Prima c’è la modella che dopo un matrimonio breve con il calciatore pretende il mantenimento dell’ex in base al suo tenore di vita, poi c’era Lisa Lowenstein che si è vista negare l’assegno di mantenimento dall’ex marito Vittorio Grilli, ministro del governo Monti, perchè economicamente autosufficiente.

Adesso la Cassazione stabilisce che il tenore di vita non è più un diritto, e l’assegno di divorzio non è più una capacità di automantenersi e ha una funzione «assistenziale, compensativa e perequativa».
Ogni divorzio fa storia a se, l’appannaggio viene calcolato in base alla durata del matrimonio, all’età della signora e al contributo profuso nella vita insieme.
«Con questa sentenza si ripristina la giustizia sociale», afferma l’avvocato Gian Ettore Gassani.

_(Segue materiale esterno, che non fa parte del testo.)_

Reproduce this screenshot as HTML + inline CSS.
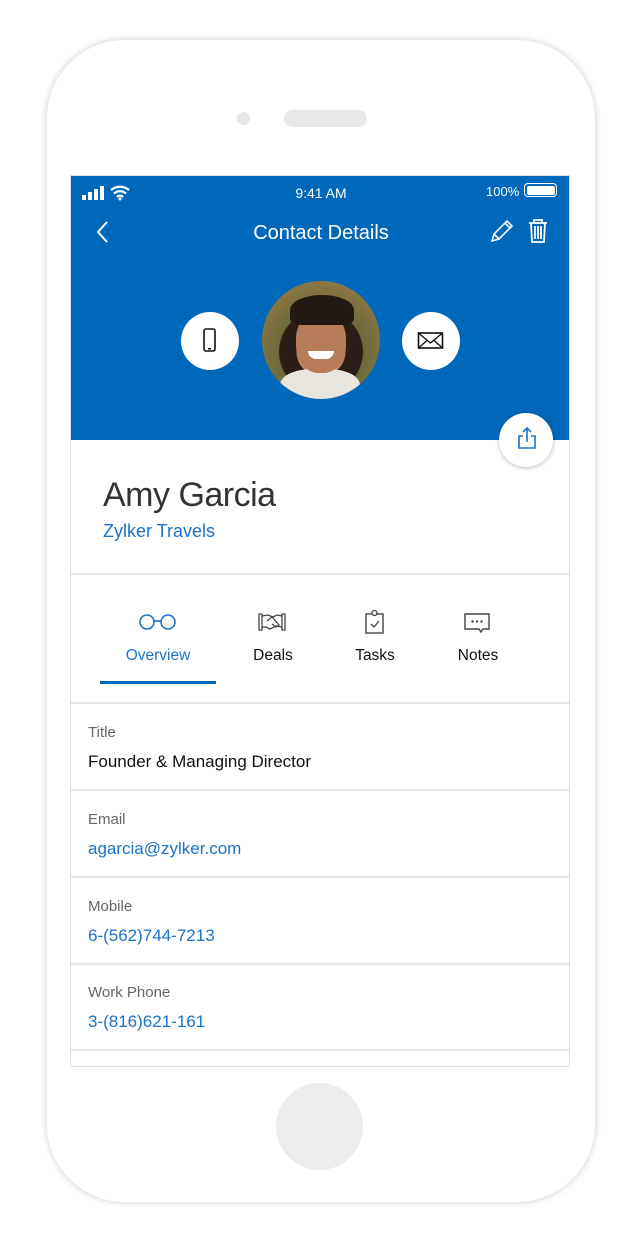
<!DOCTYPE html>
<html><head><style>
body{margin:0;width:640px;height:1240px;background:#fff;position:relative;font-family:"Liberation Sans",sans-serif;overflow:hidden}
.frame{position:absolute;left:45px;top:38px;width:548px;height:1162px;border-radius:80px;background:#fff;border:2px solid #ececec;box-shadow:0 0 6px #e6e6e6}
.screen{position:absolute;left:70px;top:175px;width:500px;height:892px;background:#fff;border:1px solid #ddd;box-sizing:border-box;overflow:hidden}
.abs{position:absolute}
.sep{position:absolute;left:0;right:0;height:2px;background:#e5e5e5}
.lbl{position:absolute;left:17px;font-size:15px;color:#666}
.val{position:absolute;left:17px;font-size:17px}
</style></head><body>
<div class="frame"></div>
<div class="abs" style="left:237px;top:112px;width:13px;height:13px;border-radius:50%;background:#e8e8e8"></div>
<div class="abs" style="left:284px;top:110px;width:83px;height:17px;border-radius:9px;background:#e8e8e8"></div>
<div class="abs" style="left:276px;top:1083px;width:87px;height:87px;border-radius:50%;background:#ececec"></div>
<div class="screen">
 <div class="abs" style="left:0;top:0;width:500px;height:264px;background:#0068ba"></div>
 <svg class="abs" style="left:10px;top:8px" width="60" height="18"><rect x="1" y="11" width="4" height="5" fill="#fff"/><rect x="7" y="8" width="4" height="8" fill="#fff"/><rect x="13" y="5" width="4" height="11" fill="#fff"/><rect x="19" y="2" width="4" height="14" fill="#fff"/><path d="M30 6a14 14 0 0 1 18 0M33 9.5a9 9 0 0 1 12 0M36 13a4 4 0 0 1 6 0" stroke="#fff" stroke-width="2.2" fill="none"/><circle cx="39" cy="15" r="1.5" fill="#fff"/></svg>
 <div class="abs" style="left:0;width:500px;top:9px;text-align:center;color:#fff;font-size:14px">9:41 AM</div>
 <div class="abs" style="left:415px;top:8px;color:#fff;font-size:13px">100%</div>
 <div class="abs" style="left:453px;top:7px;width:33px;height:14px;border:1.5px solid #fff;border-radius:4px;box-sizing:border-box;padding:1.5px"><div style="background:#fff;height:100%;border-radius:2px"></div></div>
 <svg class="abs" style="left:24px;top:44px" width="18" height="24"><path d="M12 2 3 12l9 10" stroke="#fff" stroke-width="2" fill="none"/></svg>
 <div class="abs" style="left:0;width:500px;top:46px;text-align:center;color:#fff;font-size:20px">Contact Details</div>
 <svg class="abs" style="left:418px;top:42px" width="26" height="26"><path d="M3 23l2-7L18 3l5 5L10 21z M5 16l5 5 M16 5l5 5" stroke="#fff" stroke-width="1.6" fill="none"/></svg>
 <svg class="abs" style="left:455px;top:40px" width="24" height="28"><path d="M3 7h18M8 7V4h8v3M5 7l1 19h12l1-19M9 10v13M12 10v13M15 10v13" stroke="#fff" stroke-width="1.8" fill="none"/></svg>
 <div class="abs" style="left:110px;top:136px;width:58px;height:58px;border-radius:50%;background:#fff"></div>
 <svg class="abs" style="left:130px;top:151px" width="18" height="28"><rect x="3" y="2" width="11" height="22" rx="2" stroke="#111" stroke-width="1.6" fill="none"/><rect x="7" y="21" width="3" height="1.5" fill="#111"/></svg>
 <div class="abs" style="left:331px;top:136px;width:58px;height:58px;border-radius:50%;background:#fff"></div>
 <svg class="abs" style="left:346px;top:155px" width="28" height="20"><rect x="1.5" y="2" width="24" height="15" stroke="#111" stroke-width="1.6" fill="none"/><path d="M1.5 2 13.5 12 25.5 2M1.5 17l9-8M25.5 17l-9-8" stroke="#111" stroke-width="1.4" fill="none"/></svg>
 <div class="abs" style="left:191px;top:105px;width:118px;height:118px;border-radius:50%;background:radial-gradient(circle at 50% 60%,#c58a66 0 26%,#2a1d16 27% 45%,#6b6a3a 46%,#a9824a 100%);overflow:hidden"><div class="abs" style="left:18px;top:88px;width:80px;height:40px;background:#e8e4de;border-radius:40% 40% 0 0"></div><div class="abs" style="left:34px;top:30px;width:50px;height:62px;border-radius:45%;background:#b77c5a"></div><div class="abs" style="left:28px;top:14px;width:64px;height:30px;border-radius:50% 50% 20% 20%;background:#231812"></div><div class="abs" style="left:46px;top:70px;width:26px;height:8px;border-radius:0 0 12px 12px;background:#fff"></div></div>
 <div class="abs" style="left:428px;top:237px;width:54px;height:54px;border-radius:50%;background:#fff;box-shadow:0 1px 5px rgba(0,0,0,.25)"></div>
 <svg class="abs" style="left:444px;top:250px" width="24" height="26"><path d="M8 10H4v12h16V10h-4M12 2v14M8 6l4-4 4 4" stroke="#1a73c8" stroke-width="1.6" fill="none"/></svg>
 <div class="abs" style="left:32px;top:300px;font-size:34px;color:#333;letter-spacing:-0.5px">Amy Garcia</div>
 <div class="abs" style="left:32px;top:345px;font-size:18px;color:#1a73c8">Zylker Travels</div>
 <div class="sep" style="top:397px"></div>
 <svg class="abs" style="left:67px;top:437px" width="40" height="18"><circle cx="9" cy="9" r="7" stroke="#1a73c8" stroke-width="1.6" fill="none"/><circle cx="30" cy="9" r="7" stroke="#1a73c8" stroke-width="1.6" fill="none"/><path d="M16 8h7" stroke="#1a73c8" stroke-width="1.6"/></svg>
 <svg class="abs" style="left:186px;top:436px" width="30" height="20"><path d="M2 2v16h3V2zM25 2v16h3V2zM5 4l6-1 5 2 4-2 5 1M5 15l4 0 4 2 6-3 6 1M10 9l5-4 7 8-3 2-4-3" stroke="#444" stroke-width="1.3" fill="none"/></svg>
 <svg class="abs" style="left:293px;top:433px" width="22" height="26"><rect x="2" y="5" width="17" height="19" stroke="#444" stroke-width="1.4" fill="none"/><circle cx="10.5" cy="4" r="2.5" stroke="#444" stroke-width="1.3" fill="#fff"/><path d="M7 15l3 3 5-6" stroke="#444" stroke-width="1.3" fill="none"/></svg>
 <svg class="abs" style="left:392px;top:436px" width="28" height="22"><path d="M2 2h24v15H20l-2 3-2-3H2z" stroke="#444" stroke-width="1.4" fill="none"/><circle cx="9.5" cy="9.5" r="1.2" fill="#444"/><circle cx="14" cy="9.5" r="1.2" fill="#444"/><circle cx="18.5" cy="9.5" r="1.2" fill="#444"/></svg>
 <div class="abs" style="left:29px;width:116px;top:471px;text-align:center;font-size:15.5px;color:#1a73c8">Overview</div>
 <div class="abs" style="left:168px;width:68px;top:471px;text-align:center;font-size:15.5px;color:#111">Deals</div>
 <div class="abs" style="left:270px;width:68px;top:471px;text-align:center;font-size:15.5px;color:#111">Tasks</div>
 <div class="abs" style="left:373px;width:68px;top:471px;text-align:center;font-size:15.5px;color:#111">Notes</div>
 <div class="abs" style="left:29px;top:505px;width:116px;height:3px;background:#0068ba"></div>
 <div class="sep" style="top:526px"></div>
 <div class="lbl" style="top:548px">Title</div><div class="val" style="top:576px;color:#111">Founder &amp; Managing Director</div>
 <div class="sep" style="top:613px"></div>
 <div class="lbl" style="top:635px">Email</div><div class="val" style="top:663px;color:#1a73c8">agarcia@zylker.com</div>
 <div class="sep" style="top:700px"></div>
 <div class="lbl" style="top:722px">Mobile</div><div class="val" style="top:750px;color:#1a73c8">6-(562)744-7213</div>
 <div class="sep" style="top:787px"></div>
 <div class="lbl" style="top:808px">Work Phone</div><div class="val" style="top:836px;color:#1a73c8">3-(816)621-161</div>
 <div class="sep" style="top:873px"></div>
</div>
</body></html>
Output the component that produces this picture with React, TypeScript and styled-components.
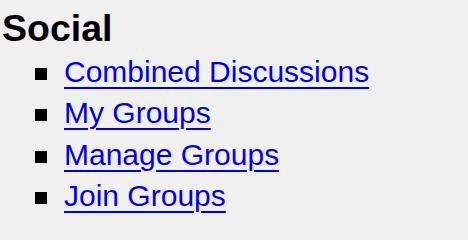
import styled, { createGlobalStyle } from 'styled-components';

const GlobalStyle = createGlobalStyle`
  html, body {
    margin: 0;
    padding: 0;
    background: #f0f0f0;
  }
  body {
    font-family: "Liberation Sans", Arial, sans-serif;
    color: #000000;
  }
`;

const StyledPage = styled.div`
  padding: 5px 0 0 2px;
`;

const StyledTitle = styled.h3`
  margin: 0;
  font-size: 37.5px;
  font-weight: bold;
  line-height: 46px;
`;

const StyledList = styled.ul`
  list-style: none;
  margin: 0;
  padding: 0 0 0 33px;
  display: flex;
  flex-direction: column;
`;

const StyledItem = styled.li`
  display: flex;
  align-items: center;
  gap: 17px;
  height: 41.5px;
  font-size: 30px;

  &::before {
    content: '';
    width: 12px;
    height: 12px;
    background: #000000;
    flex: 0 0 auto;
    margin-top: 4px;
  }
`;

const StyledLink = styled.a`
  color: #0000ee;
  text-decoration: underline;
  text-decoration-thickness: 2px;
  text-underline-offset: 5px;
`;

const links = ['Combined Discussions', 'My Groups', 'Manage Groups', 'Join Groups'];

export default function App() {
  return (
    <StyledPage>
      <GlobalStyle />
      <StyledTitle>Social</StyledTitle>
      <StyledList>
        {links.map((label) => (
          <StyledItem key={label}>
            <StyledLink href="#">{label}</StyledLink>
          </StyledItem>
        ))}
      </StyledList>
    </StyledPage>
  );
}
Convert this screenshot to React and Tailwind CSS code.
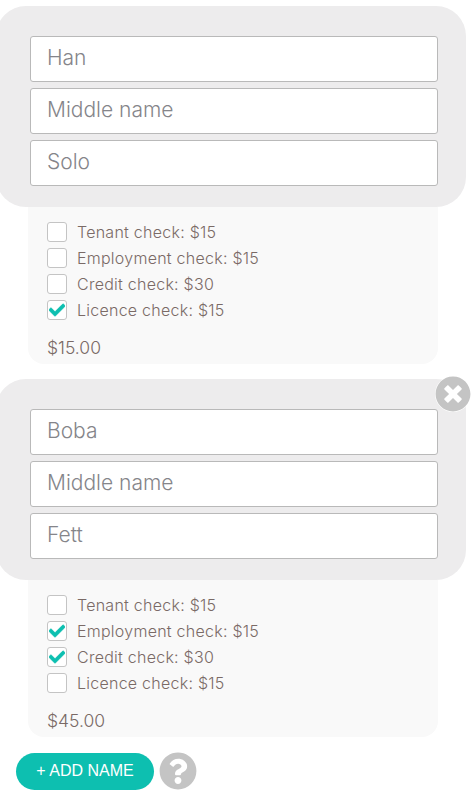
import React from 'react';
import { FaCheck, FaQuestionCircle, FaTimesCircle } from 'react-icons/fa';

const people = [
    {
        first: 'Han',
        last: 'Solo',
        total: '$15.00',
        checks: [false, false, false, true],
    },
    {
        first: 'Boba',
        last: 'Fett',
        total: '$45.00',
        checks: [false, true, true, false],
        removable: true,
    },
];

const checkNames = ['Tenant check: $15', 'Employment check: $15', 'Credit check: $30', 'Licence check: $15'];

const NameInput = ({ value, placeholder }) => (
    <input
        type="text"
        readOnly
        defaultValue={value}
        placeholder={placeholder}
        className="h-[46px] w-full rounded-[3px] border border-[#b9b9b9] bg-white pb-[3px] pl-4 pr-4 text-[21px] font-light text-[#85858a] placeholder:text-[#85858a] outline-none"
    />
);

const CheckRow = ({ label, checked }) => (
    <div className="flex h-[26px] items-center gap-[10px]">
        <span className="flex h-5 w-5 items-center justify-center rounded-[3px] border-[1.5px] border-[#c4c4c4] bg-white">
            {checked && <FaCheck className="text-[16px] text-[#0dbfb0] [stroke-width:30]" />}
        </span>
        <span className="text-[16px] font-light tracking-[0.25px] text-[#7a6a66]">{label}</span>
    </div>
);

const PersonCard = ({ person }) => (
    <div className="relative">
        <div className="-ml-1 flex w-[470px] flex-col gap-[6px] rounded-[30px] bg-[#edeced] pb-[21px] pl-[34px] pr-7 pt-[30px]">
            <NameInput value={person.first} />
            <NameInput placeholder="Middle name" />
            <NameInput value={person.last} />
        </div>
        {person.removable && (
            <button className="absolute -top-[3px] left-[435px] rounded-full bg-white text-[36px] text-[#c4c4c4]">
                <FaTimesCircle />
            </button>
        )}
        <div className="ml-7 w-[410px] rounded-b-2xl bg-[#f9f9f9] pb-[3px] pl-[19px] pt-[12px]">
            {person.checks.map((checked, i) => (
                <CheckRow key={checkNames[i]} label={checkNames[i]} checked={checked} />
            ))}
            <div className="mt-[12px] text-[17.5px] font-light leading-[26px] text-[#7a6a66]">{person.total}</div>
        </div>
    </div>
);

export default function App() {
    return (
        <div className="h-[798px] w-[474px] overflow-hidden bg-white pt-[6px] font-['Inter',sans-serif]">
            <div className="flex flex-col gap-[15px]">
                {people.map((person) => (
                    <PersonCard key={person.first} person={person} />
                ))}
            </div>
            <div className="mt-[15px] flex items-center gap-[5px] pl-4">
                <button className="h-[37px] w-[138px] rounded-full bg-[#0dbfb0] font-['Liberation_Sans',sans-serif] text-[16px] text-white">
                    + ADD NAME
                </button>
                <FaQuestionCircle className="text-[38px] text-[#c4c4c4]" />
            </div>
        </div>
    );
}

Il pronunciamento, che impone a tutti i tribunali di adeguarsi, è della Cassazione intervenuta a Sezioni unite: nello stabilire l’assegno di divorzio «si deve adottare un criterio composito» che tenga conto «delle rispettive condizioni economico-patrimoniali» e «dia particolare rilievo al contributo fornito dall’ex coniuge» al «patrimonio comune e personale, in relazione alla durata del matrimonio, alle potenzialità reddituali future e all’età».
Con la nuova sentenza della cassazione a sezioni unite si azzera la sentenza della cassazione Grilli del 2017 che escludeva l’assegno di mantenimento se autosufficienti.
«E’ da salutare con favore l’intervento delle Sezioni Unite della Corte di Cassazione in tema di assegno divorzile – comment l’avvocato Marco Meliti, esperto matrimonialista – volto a mitigare gli effetti delle precedenti sentenze che sembravano aver irrimediabilmente segnato il tramonto del diritto alla conservazione del tenore di vita goduto in costanza di matrimonio. Correttamente gli Ermellini hanno inteso riequilibrare tale assetto, richiamandosi ai principi costituzionali di pari dignità e di solidarietà che permeano l’unione matrimoniale, anche dopo lo scioglimento del vincolo. In tal modo la Cassazione ha valorizzato anche il principio di uguaglianza tra lavoro casalingo e quello professionale, offrendo le dovute garanzie a quelle donne che, spesso proprio su richiesta del marito, avevano rinunciato alle proprie ambizioni lavorative per dedicarsi alla famiglia, favorendo così il successo professionale del marito e la formazione di un patrimonio comune. Donne che, altrimenti, dopo molti anni di matrimonio ed in età avanzata si vedevano costrette a reinventarsi un’occupazione lavorativa, in assenza di un’adeguata formazione professionale ed in un mercato lavorativo recessivo».